A panel of NIFCA judges determined that Praise Academy of Dance's performance violated the rules of the competition, which prompted the group to appeal in vain against the ruling, according to local Barbados Today.

Sen. Gregory Nicholls, a member of the Barbados Labour Party who acted as arbiter in the dispute, upheld the decision, telling the local outlet on Nov. 17 that "there is no basis to interfere with the prior decision of the judges of the entry Speak Life which was disqualified under rule 9B of the NIFCA rules."

"The NIFCA judges are experienced practitioners in their respective fields and are carefully chosen by NCF to judge in its competitions," said Nicholls. "The judges determined that the entry was in breach of the rules, more specifically, in that it exceeded the bounds of good taste. The entry was adjudged to have denounced various gender identities of the LGBTQ community via raging characterizations and expressions.

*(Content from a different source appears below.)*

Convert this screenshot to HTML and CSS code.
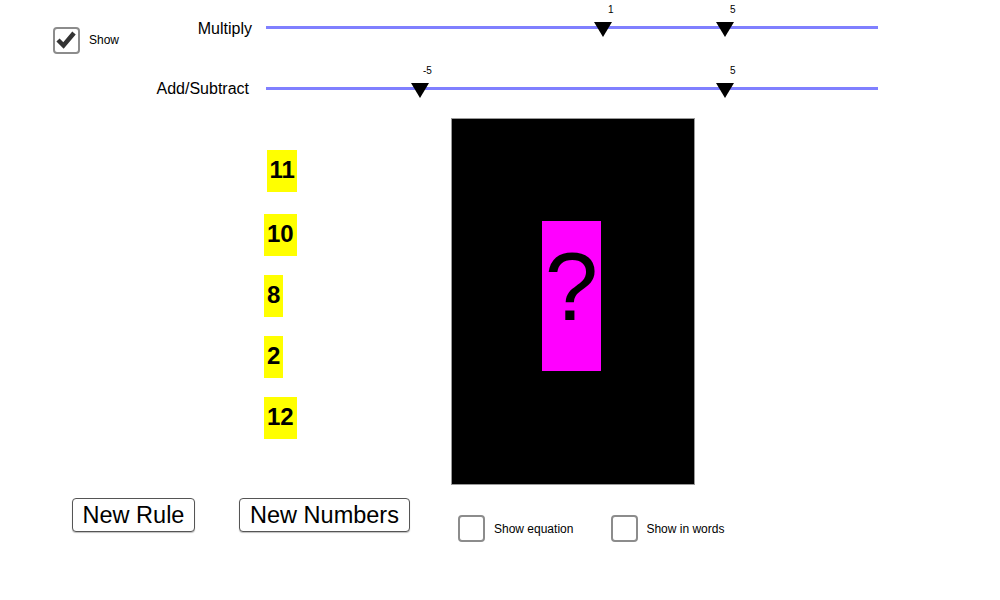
FILE: index.html
```html
<!DOCTYPE html>
<html>
<head>
<meta charset="utf-8">
<link rel="stylesheet" href="styles.css">
</head>
<body>
<div class="applet">
  <div class="check check-show">
    <span class="box">
      <svg class="tick" width="27" height="27" viewBox="0 0 27 27"><path d="M5 13 L10.5 18.5 L21 6" fill="none" stroke="#333" stroke-width="4.5" stroke-linejoin="miter"/></svg>
    </span>
    <span class="check-label">Show</span>
  </div>

  <div class="slider slider-mult">
    <span class="slider-name">Multiply</span>
    <div class="track">
      <div class="thumb" style="left:337px"><span class="thumb-val">1</span></div>
      <div class="thumb" style="left:459px"><span class="thumb-val">5</span></div>
    </div>
  </div>

  <div class="slider slider-add">
    <span class="slider-name">Add/Subtract</span>
    <div class="track">
      <div class="thumb" style="left:154px"><span class="thumb-val neg">-5</span></div>
      <div class="thumb" style="left:459px"><span class="thumb-val">5</span></div>
    </div>
  </div>

  <div class="numbers">
    <span class="num first">11</span>
    <span class="num">10</span>
    <span class="num">8</span>
    <span class="num">2</span>
    <span class="num">12</span>
  </div>

  <div class="machine">
    <div class="mystery"><span class="qmark">?</span></div>
  </div>

  <div class="buttons">
    <button class="btn btn-rule">New Rule</button>
    <button class="btn btn-numbers">New Numbers</button>
  </div>

  <div class="options">
    <div class="check">
      <span class="box"></span>
      <span class="check-label">Show equation</span>
    </div>
    <div class="check check-words">
      <span class="box"></span>
      <span class="check-label">Show in words</span>
    </div>
  </div>
</div>
</body>
</html>
```
FILE: styles.css
```css
html, body {
  margin: 0;
  padding: 0;
  background: #fff;
}
body {
  font-family: "Liberation Sans", Arial, sans-serif;
  color: #000;
}
.applet {
  position: relative;
  width: 1000px;
  height: 600px;
  overflow: hidden;
  background: #fff;
}

/* checkboxes */
.check {
  display: flex;
  align-items: center;
  gap: 9px;
}
.box {
  box-sizing: border-box;
  width: 27px;
  height: 27px;
  border: 2px solid #8c8c8c;
  border-radius: 4px;
  background: #fff;
  position: relative;
  flex: none;
}
.tick {
  position: absolute;
  left: -2px;
  top: -2px;
}
.check-label {
  font-size: 12px;
  line-height: 14px;
}
.check-show {
  position: absolute;
  left: 53px;
  top: 27px;
}
.check-show .check-label { margin-top: -2px; }

/* sliders */
.slider {
  position: absolute;
  left: 0;
  display: flex;
  align-items: flex-start;
}
.slider-mult { top: 20px; }
.slider-add { top: 80px; }
.slider-name {
  width: 252px;
  text-align: right;
  font-size: 16px;
  line-height: 18px;
  flex: none;
}
.slider-add .slider-name { width: 249px; }
.slider-mult .track { margin-left: 14px; margin-top: 6px; }
.slider-add .track { margin-left: 17px; margin-top: 7px; }
.track {
  position: relative;
  width: 612px;
  height: 3px;
  background: #8080ff;
}
.thumb {
  position: absolute;
  top: -4px;
  width: 0;
  height: 0;
  margin-left: -9px;
  border-left: 9px solid transparent;
  border-right: 9px solid transparent;
  border-top: 15px solid #000;
}
.thumb-val {
  position: absolute;
  left: 5px;
  top: -33px;
  font-size: 10px;
  line-height: 12px;
  white-space: nowrap;
}
.thumb-val.neg { left: 3px; }

/* input numbers */
.numbers {
  position: absolute;
  left: 264px;
  top: 150px;
  display: flex;
  flex-direction: column;
  align-items: flex-start;
  gap: 19px;
}
.num {
  display: block;
  background: #ffff00;
  font-weight: bold;
  font-size: 24px;
  line-height: 40px;
  height: 42px;
  padding: 0 3px;
}
.num.first {
  margin-left: 3px;
  margin-bottom: 3px;
  padding: 0 2.5px;
}

/* machine */
.machine {
  position: absolute;
  left: 451px;
  top: 118px;
  box-sizing: border-box;
  width: 244px;
  height: 367px;
  background: #000;
  border: 1px solid #999;
}
.mystery {
  position: absolute;
  left: 90px;
  top: 102px;
  width: 59px;
  height: 150px;
  background: #ff00ff;
  text-align: center;
}
.qmark {
  display: block;
  margin-top: 18px;
  font-size: 96px;
  line-height: 96px;
}

/* buttons */
.buttons {
  position: absolute;
  left: 72px;
  top: 498px;
  display: flex;
  gap: 44px;
}
.btn {
  box-sizing: border-box;
  height: 34px;
  padding: 0;
  white-space: nowrap;
  text-align: center;
  font-family: "Liberation Sans", Arial, sans-serif;
  font-size: 23.5px;
  line-height: 30px;
  color: #000;
  background: #fff;
  border: 1px solid #555;
  border-radius: 4px;
  box-shadow: 0 1px 1px rgba(0,0,0,0.25);
}
.btn-rule { width: 123px; }
.btn-numbers { width: 171px; }

/* options */
.options {
  position: absolute;
  left: 458px;
  top: 515px;
  display: flex;
  gap: 38px;
}
.check-words { gap: 8px; }
```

This was a determination that the experienced panel of judges were entitled to make."

Davida Maynard-Holligan, an attorney who is representing Praise Academy of Dance Barbados, said in a statement provided to CP that the group has been "excluded in the name of inclusivity," and that the disqualification "amounts to a ban of the expression of the Christian faith."

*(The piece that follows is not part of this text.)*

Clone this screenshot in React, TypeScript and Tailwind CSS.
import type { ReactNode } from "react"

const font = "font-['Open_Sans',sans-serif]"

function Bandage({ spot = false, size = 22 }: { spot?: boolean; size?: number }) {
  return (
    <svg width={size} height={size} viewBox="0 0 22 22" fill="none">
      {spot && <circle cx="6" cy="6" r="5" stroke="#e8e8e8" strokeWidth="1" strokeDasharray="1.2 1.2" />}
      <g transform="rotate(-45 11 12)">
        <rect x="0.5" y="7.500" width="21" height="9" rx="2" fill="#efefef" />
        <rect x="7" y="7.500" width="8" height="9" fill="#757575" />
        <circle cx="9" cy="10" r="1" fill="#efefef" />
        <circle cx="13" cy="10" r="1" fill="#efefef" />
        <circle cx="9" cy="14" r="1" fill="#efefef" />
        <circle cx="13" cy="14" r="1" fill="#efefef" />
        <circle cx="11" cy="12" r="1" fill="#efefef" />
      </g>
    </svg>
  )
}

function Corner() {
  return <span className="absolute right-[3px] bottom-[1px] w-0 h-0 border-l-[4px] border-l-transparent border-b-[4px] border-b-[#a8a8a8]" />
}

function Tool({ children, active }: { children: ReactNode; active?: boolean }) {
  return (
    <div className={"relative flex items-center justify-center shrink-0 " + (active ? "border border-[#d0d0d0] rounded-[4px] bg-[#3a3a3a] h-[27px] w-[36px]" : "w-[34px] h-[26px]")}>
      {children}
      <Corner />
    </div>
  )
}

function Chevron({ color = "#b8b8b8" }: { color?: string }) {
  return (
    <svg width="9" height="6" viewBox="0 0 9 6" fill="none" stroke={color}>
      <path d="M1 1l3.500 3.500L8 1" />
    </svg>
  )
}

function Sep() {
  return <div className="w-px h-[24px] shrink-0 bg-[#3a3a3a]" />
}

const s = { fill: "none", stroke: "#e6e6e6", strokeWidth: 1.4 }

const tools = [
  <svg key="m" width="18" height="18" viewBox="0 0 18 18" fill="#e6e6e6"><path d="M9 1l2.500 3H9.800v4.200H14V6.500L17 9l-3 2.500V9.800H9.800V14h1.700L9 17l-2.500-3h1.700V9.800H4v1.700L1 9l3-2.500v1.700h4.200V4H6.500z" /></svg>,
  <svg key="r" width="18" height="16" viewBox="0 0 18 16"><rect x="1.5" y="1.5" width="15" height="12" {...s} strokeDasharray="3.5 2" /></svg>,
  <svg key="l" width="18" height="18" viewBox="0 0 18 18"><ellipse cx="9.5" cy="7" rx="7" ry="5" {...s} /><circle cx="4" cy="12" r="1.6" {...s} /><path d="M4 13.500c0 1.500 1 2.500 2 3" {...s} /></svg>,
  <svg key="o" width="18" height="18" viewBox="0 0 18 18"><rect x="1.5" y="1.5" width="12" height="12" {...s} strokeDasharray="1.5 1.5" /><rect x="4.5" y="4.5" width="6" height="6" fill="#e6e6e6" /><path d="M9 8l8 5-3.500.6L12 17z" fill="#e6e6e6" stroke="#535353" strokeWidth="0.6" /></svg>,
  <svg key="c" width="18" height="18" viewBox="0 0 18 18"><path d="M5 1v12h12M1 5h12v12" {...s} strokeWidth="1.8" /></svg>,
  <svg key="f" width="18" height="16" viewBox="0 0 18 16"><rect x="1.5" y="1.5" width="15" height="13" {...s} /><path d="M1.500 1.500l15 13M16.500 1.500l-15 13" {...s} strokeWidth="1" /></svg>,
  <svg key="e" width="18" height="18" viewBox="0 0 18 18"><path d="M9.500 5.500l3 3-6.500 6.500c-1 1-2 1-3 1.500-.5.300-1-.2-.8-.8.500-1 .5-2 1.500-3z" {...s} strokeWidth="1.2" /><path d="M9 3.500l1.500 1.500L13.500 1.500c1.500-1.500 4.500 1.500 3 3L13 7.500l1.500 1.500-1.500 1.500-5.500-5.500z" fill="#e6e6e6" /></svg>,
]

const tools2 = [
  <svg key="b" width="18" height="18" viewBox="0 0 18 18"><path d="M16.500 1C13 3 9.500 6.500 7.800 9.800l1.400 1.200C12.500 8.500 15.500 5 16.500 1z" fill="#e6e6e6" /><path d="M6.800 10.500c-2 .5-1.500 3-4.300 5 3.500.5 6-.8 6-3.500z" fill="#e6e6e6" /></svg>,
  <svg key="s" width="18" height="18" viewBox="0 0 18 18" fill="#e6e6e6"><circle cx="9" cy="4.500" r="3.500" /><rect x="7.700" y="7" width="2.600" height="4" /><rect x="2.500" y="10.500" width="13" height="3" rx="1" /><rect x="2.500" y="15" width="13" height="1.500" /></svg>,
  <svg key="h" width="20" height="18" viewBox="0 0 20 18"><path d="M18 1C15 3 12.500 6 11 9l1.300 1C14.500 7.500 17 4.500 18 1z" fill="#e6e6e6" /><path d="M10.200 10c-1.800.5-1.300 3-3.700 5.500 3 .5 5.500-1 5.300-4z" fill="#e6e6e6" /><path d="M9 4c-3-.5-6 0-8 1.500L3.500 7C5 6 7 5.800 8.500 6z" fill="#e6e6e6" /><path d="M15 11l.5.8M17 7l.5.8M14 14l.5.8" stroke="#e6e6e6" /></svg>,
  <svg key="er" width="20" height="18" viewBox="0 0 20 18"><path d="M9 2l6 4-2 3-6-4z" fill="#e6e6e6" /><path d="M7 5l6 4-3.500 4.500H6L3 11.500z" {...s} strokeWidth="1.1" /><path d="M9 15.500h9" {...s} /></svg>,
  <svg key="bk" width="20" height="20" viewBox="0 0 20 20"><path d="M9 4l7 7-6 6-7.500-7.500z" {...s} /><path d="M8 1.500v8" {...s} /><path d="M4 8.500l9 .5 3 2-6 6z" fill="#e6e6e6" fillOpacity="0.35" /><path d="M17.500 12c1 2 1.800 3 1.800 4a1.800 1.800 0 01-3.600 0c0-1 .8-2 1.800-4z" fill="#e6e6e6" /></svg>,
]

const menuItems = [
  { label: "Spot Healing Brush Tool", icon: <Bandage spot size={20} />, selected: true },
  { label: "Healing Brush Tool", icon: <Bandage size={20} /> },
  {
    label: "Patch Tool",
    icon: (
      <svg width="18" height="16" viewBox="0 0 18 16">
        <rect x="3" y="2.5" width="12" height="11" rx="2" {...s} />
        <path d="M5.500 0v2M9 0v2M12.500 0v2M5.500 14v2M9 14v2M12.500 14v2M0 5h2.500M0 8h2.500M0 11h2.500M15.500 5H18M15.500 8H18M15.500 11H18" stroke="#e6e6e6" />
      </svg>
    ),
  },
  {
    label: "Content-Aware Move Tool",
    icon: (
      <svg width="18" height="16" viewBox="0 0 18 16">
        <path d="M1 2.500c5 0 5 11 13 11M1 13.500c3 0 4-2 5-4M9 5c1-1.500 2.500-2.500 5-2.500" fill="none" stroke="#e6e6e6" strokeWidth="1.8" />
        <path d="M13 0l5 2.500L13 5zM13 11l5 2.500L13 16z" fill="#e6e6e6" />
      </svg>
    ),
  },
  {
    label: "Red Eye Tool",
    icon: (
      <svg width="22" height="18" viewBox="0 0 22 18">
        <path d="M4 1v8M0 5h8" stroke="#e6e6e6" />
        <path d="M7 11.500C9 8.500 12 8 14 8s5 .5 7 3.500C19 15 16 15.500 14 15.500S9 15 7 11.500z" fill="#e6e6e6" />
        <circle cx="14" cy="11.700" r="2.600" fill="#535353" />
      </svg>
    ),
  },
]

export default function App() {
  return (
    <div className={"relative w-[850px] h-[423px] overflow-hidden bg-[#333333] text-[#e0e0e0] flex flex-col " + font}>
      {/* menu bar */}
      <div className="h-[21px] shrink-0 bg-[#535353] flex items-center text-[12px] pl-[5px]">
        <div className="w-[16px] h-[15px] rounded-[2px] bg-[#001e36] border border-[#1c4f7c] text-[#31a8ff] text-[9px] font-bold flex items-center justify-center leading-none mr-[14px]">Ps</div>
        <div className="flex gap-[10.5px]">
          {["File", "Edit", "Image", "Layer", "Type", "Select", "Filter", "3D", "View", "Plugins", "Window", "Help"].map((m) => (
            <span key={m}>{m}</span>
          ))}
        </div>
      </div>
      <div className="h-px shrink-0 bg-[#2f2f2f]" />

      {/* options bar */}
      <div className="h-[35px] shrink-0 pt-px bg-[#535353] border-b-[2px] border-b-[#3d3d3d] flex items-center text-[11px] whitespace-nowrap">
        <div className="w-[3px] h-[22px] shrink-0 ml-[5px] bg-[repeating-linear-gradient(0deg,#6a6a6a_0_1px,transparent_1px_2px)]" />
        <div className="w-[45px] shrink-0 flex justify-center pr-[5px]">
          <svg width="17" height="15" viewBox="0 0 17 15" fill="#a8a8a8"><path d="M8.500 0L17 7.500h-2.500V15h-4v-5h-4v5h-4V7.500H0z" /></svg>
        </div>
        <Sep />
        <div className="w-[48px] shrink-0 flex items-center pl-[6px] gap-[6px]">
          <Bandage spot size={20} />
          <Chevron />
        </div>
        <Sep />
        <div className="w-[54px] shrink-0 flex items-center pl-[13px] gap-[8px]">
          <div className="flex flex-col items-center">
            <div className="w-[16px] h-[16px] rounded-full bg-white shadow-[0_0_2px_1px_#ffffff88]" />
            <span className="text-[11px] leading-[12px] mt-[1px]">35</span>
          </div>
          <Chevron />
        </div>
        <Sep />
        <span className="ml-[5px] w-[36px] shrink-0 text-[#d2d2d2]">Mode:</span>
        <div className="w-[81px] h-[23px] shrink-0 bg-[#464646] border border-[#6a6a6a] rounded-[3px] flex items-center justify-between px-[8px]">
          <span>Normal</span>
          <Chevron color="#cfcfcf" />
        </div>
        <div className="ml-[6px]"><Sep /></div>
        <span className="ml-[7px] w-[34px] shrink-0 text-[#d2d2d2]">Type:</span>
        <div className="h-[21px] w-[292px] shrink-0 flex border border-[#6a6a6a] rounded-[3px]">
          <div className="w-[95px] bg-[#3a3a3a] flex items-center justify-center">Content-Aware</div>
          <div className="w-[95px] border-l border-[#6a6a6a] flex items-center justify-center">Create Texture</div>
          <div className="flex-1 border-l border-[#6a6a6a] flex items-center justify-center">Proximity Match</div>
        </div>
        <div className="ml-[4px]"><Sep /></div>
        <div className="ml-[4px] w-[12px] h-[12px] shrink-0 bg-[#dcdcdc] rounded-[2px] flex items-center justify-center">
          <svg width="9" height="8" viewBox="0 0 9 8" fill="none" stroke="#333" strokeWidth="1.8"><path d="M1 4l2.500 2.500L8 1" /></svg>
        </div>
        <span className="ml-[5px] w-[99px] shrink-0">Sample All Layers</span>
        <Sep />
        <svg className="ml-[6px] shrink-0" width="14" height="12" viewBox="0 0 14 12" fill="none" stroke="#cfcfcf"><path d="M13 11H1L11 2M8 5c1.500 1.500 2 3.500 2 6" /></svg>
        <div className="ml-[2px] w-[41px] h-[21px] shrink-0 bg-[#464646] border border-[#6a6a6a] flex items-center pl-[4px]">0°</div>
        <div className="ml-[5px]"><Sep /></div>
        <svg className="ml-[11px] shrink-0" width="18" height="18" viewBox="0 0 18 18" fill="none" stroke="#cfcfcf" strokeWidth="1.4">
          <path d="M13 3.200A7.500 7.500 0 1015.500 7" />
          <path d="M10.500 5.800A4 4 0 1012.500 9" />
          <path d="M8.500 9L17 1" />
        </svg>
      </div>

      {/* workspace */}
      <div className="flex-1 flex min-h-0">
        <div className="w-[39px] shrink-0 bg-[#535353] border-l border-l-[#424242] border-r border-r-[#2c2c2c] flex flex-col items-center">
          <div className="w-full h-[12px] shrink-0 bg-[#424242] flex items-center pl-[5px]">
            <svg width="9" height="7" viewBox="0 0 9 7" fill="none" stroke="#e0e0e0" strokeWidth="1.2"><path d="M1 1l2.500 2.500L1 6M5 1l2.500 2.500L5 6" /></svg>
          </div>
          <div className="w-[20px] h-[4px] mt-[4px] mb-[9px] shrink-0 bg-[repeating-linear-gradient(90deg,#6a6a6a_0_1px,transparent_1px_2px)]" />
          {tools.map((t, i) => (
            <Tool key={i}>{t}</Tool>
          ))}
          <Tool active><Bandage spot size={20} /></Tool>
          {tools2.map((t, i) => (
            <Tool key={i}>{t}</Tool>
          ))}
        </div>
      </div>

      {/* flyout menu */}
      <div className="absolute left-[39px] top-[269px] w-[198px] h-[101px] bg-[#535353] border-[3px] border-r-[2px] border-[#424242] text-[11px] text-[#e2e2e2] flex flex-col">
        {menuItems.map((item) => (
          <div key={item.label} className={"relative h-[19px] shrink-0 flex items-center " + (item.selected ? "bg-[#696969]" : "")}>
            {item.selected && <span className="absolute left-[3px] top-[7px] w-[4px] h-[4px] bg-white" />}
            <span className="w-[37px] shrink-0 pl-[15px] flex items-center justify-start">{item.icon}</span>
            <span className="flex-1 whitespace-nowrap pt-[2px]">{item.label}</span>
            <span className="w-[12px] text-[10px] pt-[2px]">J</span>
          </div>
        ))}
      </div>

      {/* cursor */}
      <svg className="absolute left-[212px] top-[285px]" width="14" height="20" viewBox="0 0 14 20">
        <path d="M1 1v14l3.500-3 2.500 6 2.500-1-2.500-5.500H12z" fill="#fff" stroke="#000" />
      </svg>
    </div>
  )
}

"The show was performed on a government-owned, tax-funded stage, and marks one of the first known instances of the Christian faith being oppressed in Barbados in public," she said, and insisted that the issue should have been referred to the Supreme Court of Barbados.

“The decision to disqualify and the ruling issued discriminates against Christian beliefs on these issues and if left unchallenged, has serious ramifications for freedom of religion and expression in Barbados and across the Caribbean,” she said.

“This matter should have been left to the Supreme Court to rule on, but instead the public and the media have been misled by a statement that the arbiter 'has not found any basis to overturn the decision of the judges.'"

“It is a shameful day for the National Cultural Foundation, and the Praise Academy faces no alternative but to consider its legal options,” Maynard-Holligan added.

Artistic Director Marcia Weekes worries that the NCF's ruling “may impact, if left unchecked, how we in Barbados and the Caribbean express our faith on issues of gender and sexuality in the future," according to Barbados Today.

The Christian Post reached out to both Nicholls and NCF for comment but did not receive a response by press time.